START

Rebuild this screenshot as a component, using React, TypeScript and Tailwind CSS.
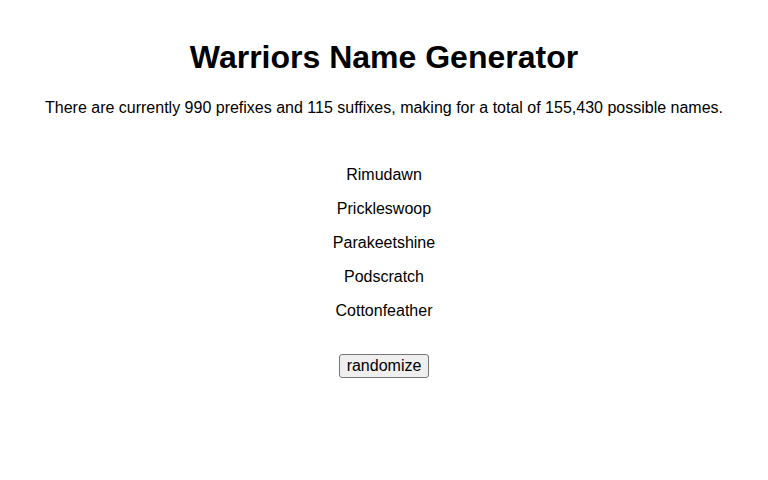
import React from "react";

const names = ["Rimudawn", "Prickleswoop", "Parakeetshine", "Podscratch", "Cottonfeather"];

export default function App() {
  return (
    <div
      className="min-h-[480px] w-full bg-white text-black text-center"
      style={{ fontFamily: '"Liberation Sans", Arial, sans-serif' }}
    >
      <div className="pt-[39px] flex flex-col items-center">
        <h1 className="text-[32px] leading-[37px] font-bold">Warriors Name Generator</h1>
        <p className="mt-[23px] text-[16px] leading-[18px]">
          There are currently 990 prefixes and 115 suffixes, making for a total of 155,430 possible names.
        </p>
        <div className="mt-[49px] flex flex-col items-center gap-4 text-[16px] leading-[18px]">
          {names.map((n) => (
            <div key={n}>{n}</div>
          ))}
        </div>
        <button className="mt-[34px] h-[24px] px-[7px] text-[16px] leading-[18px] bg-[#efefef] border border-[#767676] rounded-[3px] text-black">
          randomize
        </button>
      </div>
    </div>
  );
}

END

■ **Required task**
Make an exact copy of the data above, pictures excluded.

■ **Answer in full**
Rebuild this screenshot as a component, using React, TypeScript and Tailwind CSS.
import React from "react";

const names = ["Rimudawn", "Prickleswoop", "Parakeetshine", "Podscratch", "Cottonfeather"];

export default function App() {
  return (
    <div
      className="min-h-[480px] w-full bg-white text-black text-center"
      style={{ fontFamily: '"Liberation Sans", Arial, sans-serif' }}
    >
      <div className="pt-[39px] flex flex-col items-center">
        <h1 className="text-[32px] leading-[37px] font-bold">Warriors Name Generator</h1>
        <p className="mt-[23px] text-[16px] leading-[18px]">
          There are currently 990 prefixes and 115 suffixes, making for a total of 155,430 possible names.
        </p>
        <div className="mt-[49px] flex flex-col items-center gap-4 text-[16px] leading-[18px]">
          {names.map((n) => (
            <div key={n}>{n}</div>
          ))}
        </div>
        <button className="mt-[34px] h-[24px] px-[7px] text-[16px] leading-[18px] bg-[#efefef] border border-[#767676] rounded-[3px] text-black">
          randomize
        </button>
      </div>
    </div>
  );
}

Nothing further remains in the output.